For the right side of the equation (RHS):
$$\dfrac{1}{2} + \dfrac{7}{2}$$
Since the denominators are already the same, we can add the numerators directly:
RHS = $$\dfrac{1 + 7}{2} = \dfrac{8}{2} = 4$$.
Now, we compare the LHS and RHS: Is $$\dfrac{13}{3} = 4$$?
Converting $$\dfrac{13}{3}$$ to a mixed number, we divide 13 by 3, which gives 4 with a remainder of 1. So, $$\dfrac{13}{3} = 4\dfrac{1}{3}$$.
Since $$4\dfrac{1}{3}$$ is not equal to $$4$$, $$x=1$$ is not the correct solution.

**step3** Testing Option B: x = 13

Let's substitute $$x=13$$ into the equation.
For the left side of the equation (LHS):
$$\dfrac{13}{3} + 4$$
We express 4 as $$\dfrac{12}{3}$$ to add the fractions:
LHS = $$\dfrac{13}{3} + \dfrac{12}{3} = \dfrac{13 + 12}{3} = \dfrac{25}{3}$$.
For the right side of the equation (RHS):
$$\dfrac{13}{2} + \dfrac{7}{2}$$
Since the denominators are the same, we add the numerators:
RHS = $$\dfrac{13 + 7}{2} = \dfrac{20}{2} = 10$$.
Now, we compare the LHS and RHS: Is $$\dfrac{25}{3} = 10$$?
Converting $$\dfrac{25}{3}$$ to a mixed number, we divide 25 by 3, which gives 8 with a remainder of 1. So, $$\dfrac{25}{3} = 8\dfrac{1}{3}$$.
Since $$8\dfrac{1}{3}$$ is not equal to $$10$$, $$x=13$$ is not the correct solution.

**step4** Testing Option C: x = 12

Let's substitute $$x=12$$ into the equation.
For the left side of the equation (LHS):
$$\dfrac{12}{3} + 4$$
We perform the division: $$\dfrac{12}{3} = 4$$.
So, LHS = $$4 + 4 = 8$$.
For the right side of the equation (RHS):
$$\dfrac{12}{2} + \dfrac{7}{2}$$
We perform the division: $$\dfrac{12}{2} = 6$$.
So, RHS = $$6 + \dfrac{7}{2}$$.
We know that $$\dfrac{7}{2}$$ is $$3\dfrac{1}{2}$$.
Therefore, RHS = $$6 + 3\dfrac{1}{2} = 9\dfrac{1}{2}$$.
Now, we compare the LHS and RHS: Is $$8 = 9\dfrac{1}{2}$$?
Since $$8$$ is not equal to $$9\dfrac{1}{2}$$, $$x=12$$ is not the correct solution.

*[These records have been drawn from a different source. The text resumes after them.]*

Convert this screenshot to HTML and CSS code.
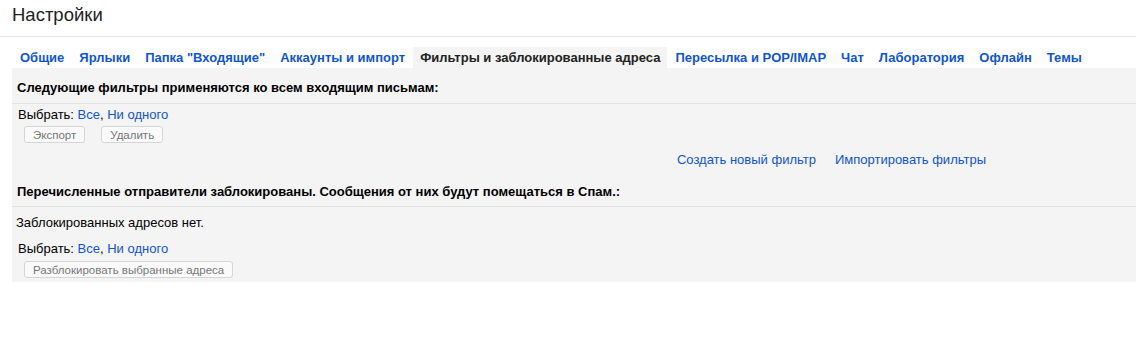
FILE: index.html
```html
<!DOCTYPE html>
<html lang="ru">
<head>
  <meta charset="UTF-8" />
  <title>Настройки</title>
  <link rel="stylesheet" href="styles.css">
</head>
<body>
  <div class="header">
    <h1>Настройки</h1>
  </div>

  <div class="tabs">
    <a class="tab" href="#">Общие</a>
    <a class="tab" href="#">Ярлыки</a>
    <a class="tab" href="#">Папка "Входящие"</a>
    <a class="tab" href="#">Аккаунты и импорт</a>
    <a class="tab active" href="#">Фильтры и заблокированные адреса</a>
    <a class="tab" href="#">Пересылка и POP/IMAP</a>
    <a class="tab" href="#">Чат</a>
    <a class="tab" href="#">Лаборатория</a>
    <a class="tab" href="#">Офлайн</a>
    <a class="tab" href="#">Темы</a>
  </div>

  <div class="panel">
    <div class="section-title">Следующие фильтры применяются ко всем входящим письмам:</div>
    <div class="select-row">Выбрать: <a href="#">Все</a>, <a href="#">Ни одного</a></div>
    <div class="btn-group">
      <button>Экспорт</button>
      <button>Удалить</button>
    </div>
    <div class="filter-links">
      <a href="#">Создать новый фильтр</a>
      <a href="#">Импортировать фильтры</a>
    </div>

    <div class="section-title second">Перечисленные отправители заблокированы. Сообщения от них будут помещаться в Спам.:</div>
    <div class="empty">Заблокированных адресов нет.</div>
    <div class="select-row lower">Выбрать: <a href="#">Все</a>, <a href="#">Ни одного</a></div>
    <div class="btn-group last">
      <button>Разблокировать выбранные адреса</button>
    </div>
  </div>
</body>
</html>
```

FILE: styles.css
```css
body {
  margin: 0;
  font-family: "Liberation Sans", Arial, sans-serif;
  font-size: 13px;
  color: #222;
  background: #fff;
}

a {
  color: #15c;
  text-decoration: none;
}

.header {
  height: 36px;
  border-bottom: 1px solid #e5e5e5;
  padding: 0 12px;
}

h1 {
  margin: 0;
  font-size: 18.5px;
  font-weight: normal;
  line-height: 30px;
  color: #222;
}

.tabs {
  display: flex;
  margin: 10px 0 0 12px;
}

.tab {
  padding: 0 7px;
  margin-right: 1px;
  height: 21px;
  line-height: 21px;
  font-weight: bold;
}

.tab:first-child {
  padding-left: 8px;
}

.tab.active {
  background: #f4f4f4;
  color: #222;
}

.panel {
  margin-left: 12px;
  background: #f4f4f4;
  height: 214px;
}

.section-title {
  padding: 12px 5px 8px;
  line-height: 15px;
  font-weight: bold;
  color: #000;
  border-bottom: 1px solid #e2e2e2;
}

.section-title.second {
  padding: 17px 5px 7px;
}

.select-row {
  padding: 3px 6px 0;
  line-height: 15px;
  color: #000;
}

.select-row.lower {
  padding-top: 11px;
}

.btn-group {
  display: flex;
  gap: 16px;
  padding: 4px 12px 0;
}

.btn-group.last {
  padding-top: 5px;
}

button {
  height: 17px;
  padding: 0 8px;
  font-family: inherit;
  font-size: 11.5px;
  color: #777;
  background: #fafafa;
  border: 1px solid #d6d6d6;
  border-radius: 3px;
}

.filter-links {
  display: flex;
  justify-content: flex-end;
  gap: 19px;
  padding: 9px 150px 0 0;
  line-height: 15px;
}

.empty {
  padding: 8px 4px 0;
  line-height: 15px;
  color: #000;
}
```
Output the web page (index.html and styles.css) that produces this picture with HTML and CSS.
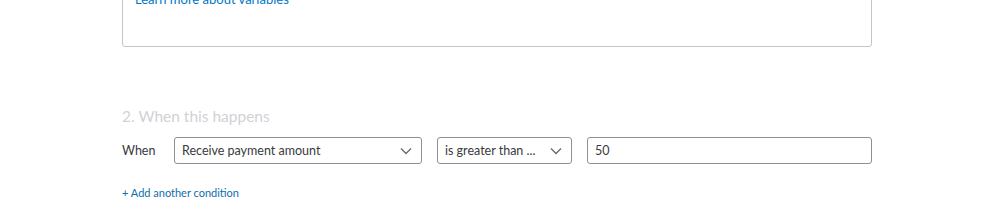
FILE: index.html
```html
<!DOCTYPE html>
<html>
<head>
<meta charset="utf-8">
<link rel="stylesheet" href="styles.css">
</head>
<body>
<div class="page">
  <div class="varbox">
    <a class="link" href="#">Learn more about variables</a>
  </div>
  <h2 class="heading">2. When this happens</h2>
  <div class="row">
    <span class="label">When</span>
    <div class="select sel1"><span>Receive payment amount</span>
      <svg class="chev" width="12" height="8" viewBox="0 0 12 8"><path d="M1 1.5 L6 6.5 L11 1.5" fill="none" stroke="#6b6c72" stroke-width="1.4"/></svg>
    </div>
    <div class="select sel2"><span>is greater than ...</span>
      <svg class="chev" width="12" height="8" viewBox="0 0 12 8"><path d="M1 1.5 L6 6.5 L11 1.5" fill="none" stroke="#6b6c72" stroke-width="1.4"/></svg>
    </div>
    <div class="input">50</div>
  </div>
  <a class="add" href="#">+ Add another condition</a>
</div>
</body>
</html>
```
FILE: styles.css
```css
html, body { margin: 0; padding: 0; background: #fff; }
body { font-family: "Lato", "Open Sans", sans-serif; color: #393a3d; overflow: hidden; }
.page { padding-left: 122px; width: 750px; }
.varbox {
  margin-top: -20px;
  height: 67px;
  border: 1px solid #c4c4c4;
  border-radius: 3px;
  padding: 7px 12px 0;
  box-sizing: border-box;
}
.link { color: #0077c5; text-decoration: none; font-size: 13px; line-height: 16px; }
.heading {
  margin: 59px 0 0;
  font-size: 15.5px;
  font-weight: 400;
  line-height: 20px;
  color: #d0d2d6;
}
.row { display: flex; align-items: center; margin-top: 11px; height: 27px; }
.label { font-size: 12.5px; width: 52px; }
.select, .input {
  height: 27px;
  box-sizing: border-box;
  border: 1px solid #8d9096;
  border-radius: 3px;
  display: flex;
  align-items: center;
  padding: 0 8px 0 7px;
  font-size: 12.5px;
  color: #393a3d;
}
.select { justify-content: space-between; }
.sel1 { width: 248px; }
.sel2 { width: 135px; margin-left: 15px; }
.input { width: 285px; margin-left: 15px; }
.chev { margin-right: 1px; }
.add {
  display: inline-block;
  margin-top: 22px;
  font-size: 11px;
  color: #0d6faa;
  text-decoration: none;
}
```
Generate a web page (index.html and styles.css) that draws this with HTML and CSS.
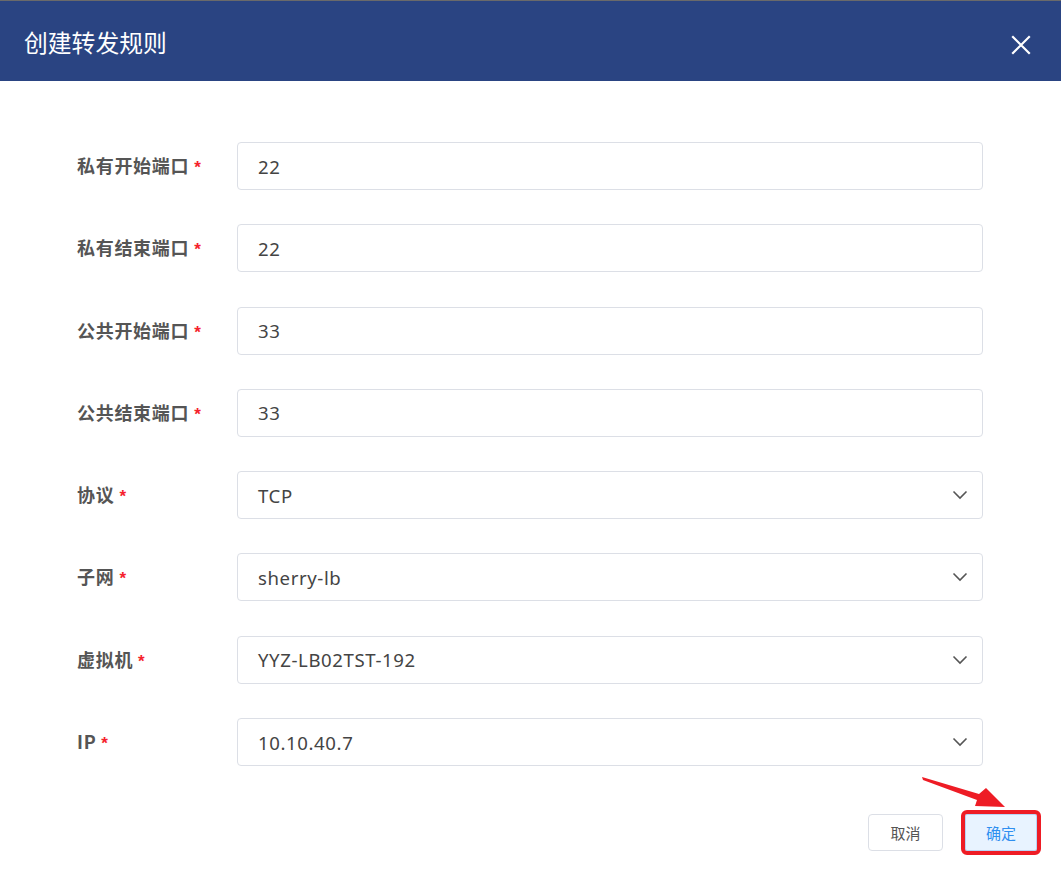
FILE: index.html
```html
<!DOCTYPE html>
<html lang="zh-CN">
<head>
<meta charset="utf-8">
<title>创建转发规则</title>
<link rel="stylesheet" href="styles.css">
</head>
<body>
<div class="dialog">
  <header class="dlg-head">
    <h1 class="dlg-title">创建转发规则</h1>
    <button class="dlg-close" aria-label="关闭">
      <svg width="20" height="20" viewBox="0 0 20 20"><path d="M2 2L18 18M18 2L2 18" stroke="#fff" stroke-width="2.2" stroke-linecap="square" fill="none"/></svg>
    </button>
  </header>
  <form class="form">
    <div class="row"><label class="lbl">私有开始端口<span class="req">*</span></label><div class="field"><span class="val">22</span></div></div>
    <div class="row"><label class="lbl">私有结束端口<span class="req">*</span></label><div class="field"><span class="val">22</span></div></div>
    <div class="row"><label class="lbl">公共开始端口<span class="req">*</span></label><div class="field"><span class="val">33</span></div></div>
    <div class="row"><label class="lbl">公共结束端口<span class="req">*</span></label><div class="field"><span class="val">33</span></div></div>
    <div class="row"><label class="lbl">协议<span class="req">*</span></label><div class="field select"><span class="val">TCP</span><svg class="chev" width="16" height="10" viewBox="0 0 16 10"><path d="M1.5 1.5L8 8L14.5 1.5" stroke="#555" stroke-width="1.6" fill="none"/></svg></div></div>
    <div class="row"><label class="lbl">子网<span class="req">*</span></label><div class="field select"><span class="val">sherry-lb</span><svg class="chev" width="16" height="10" viewBox="0 0 16 10"><path d="M1.5 1.5L8 8L14.5 1.5" stroke="#555" stroke-width="1.6" fill="none"/></svg></div></div>
    <div class="row"><label class="lbl">虚拟机<span class="req">*</span></label><div class="field select"><span class="val">YYZ-LB02TST-192</span><svg class="chev" width="16" height="10" viewBox="0 0 16 10"><path d="M1.5 1.5L8 8L14.5 1.5" stroke="#555" stroke-width="1.6" fill="none"/></svg></div></div>
    <div class="row"><label class="lbl">IP<span class="req">*</span></label><div class="field select"><span class="val">10.10.40.7</span><svg class="chev" width="16" height="10" viewBox="0 0 16 10"><path d="M1.5 1.5L8 8L14.5 1.5" stroke="#555" stroke-width="1.6" fill="none"/></svg></div></div>
  </form>
  <footer class="dlg-foot">
    <button class="btn">取消</button>
    <div class="ok-wrap">
      <button class="btn btn-ok">确定</button>
      <svg class="arrow" width="90" height="50" viewBox="0 0 90 50"><path d="M1 3 L58 20 L65 14 L84 33 L54 32 L56 26 L2 6 Z" fill="#ee1c25"/></svg>
    </div>
  </footer>
</div>
</body>
</html>
```
FILE: styles.css
```css
html, body { margin: 0; padding: 0; background: #fff; }
body { font-family: "Noto Sans", "Noto Sans CJK SC", sans-serif; }
.dialog { width: 1061px; height: 875px; position: relative; }
.dlg-head {
  height: 80px;
  border-top: 1px solid #6a6a6a;
  background: #2a4482;
  display: flex;
  align-items: center;
  justify-content: space-between;
  padding: 0 30px 0 24px;
  box-sizing: content-box;
}
.dlg-title {
  margin: 0;
  color: #fff;
  font-family: "Noto Sans CJK SC", sans-serif;
  font-weight: 400;
  font-size: 23.8px;
  line-height: 1;
  padding-top: 1px;
}
.dlg-close {
  background: none; border: 0; padding: 0; margin-top: 7px;
  width: 20px; height: 20px; display: flex;
}
.form {
  padding: 61px 78px 0 77px;
  display: flex;
  flex-direction: column;
  gap: 34.3px;
}
.row { display: flex; align-items: center; height: 48px; }
.lbl {
  width: 160px;
  flex: none;
  font-family: "Noto Sans CJK SC", sans-serif;
  font-weight: 700;
  font-size: 18px;
  color: #555;
  letter-spacing: 0.7px;
  margin-top: -2px;
}
.req { color: #f5222d; margin-left: 5px; font-family: "Liberation Sans", sans-serif; font-weight: 700; font-size: 17px; }
.field {
  flex: 1;
  height: 48px;
  box-sizing: border-box;
  border: 1px solid #dcdfe6;
  border-radius: 4px;
  display: flex;
  align-items: center;
  padding: 0 14px 0 20px;
}
.val { font-size: 18.6px; color: #444; letter-spacing: 0.6px; flex: 1; }
.chev { flex: none; }
.dlg-foot {
  position: absolute;
  right: 24px;
  top: 814px;
  display: flex;
  gap: 22px;
}
.btn {
  height: 37px;
  width: 75px;
  border: 1px solid #dcdfe6;
  border-radius: 4px;
  background: #fff;
  font-family: "Noto Sans CJK SC", sans-serif;
  font-size: 15px;
  color: #555;
  padding: 0;
}
.ok-wrap { position: relative; }
.btn-ok {
  width: 72px;
  background: #e8f3ff;
  border-color: #b7d4f5;
  color: #2f8ff0;
  border-radius: 2px;
  outline: 4px solid #ee1c25;
  outline-offset: 0;
}
.arrow { position: absolute; left: -44px; top: -40px; }
```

**step5** Testing Option D: x = 3

Let's substitute $$x=3$$ into the equation.
For the left side of the equation (LHS):
$$\dfrac{3}{3} + 4$$
We perform the division: $$\dfrac{3}{3} = 1$$.
So, LHS = $$1 + 4 = 5$$.
For the right side of the equation (RHS):
$$\dfrac{3}{2} + \dfrac{7}{2}$$
Since the denominators are the same, we add the numerators directly:
RHS = $$\dfrac{3 + 7}{2} = \dfrac{10}{2} = 5$$.
Now, we compare the LHS and RHS: Is $$5 = 5$$?
Yes, both sides of the equation are equal when $$x=3$$.
Therefore, $$x=3$$ is the correct solution.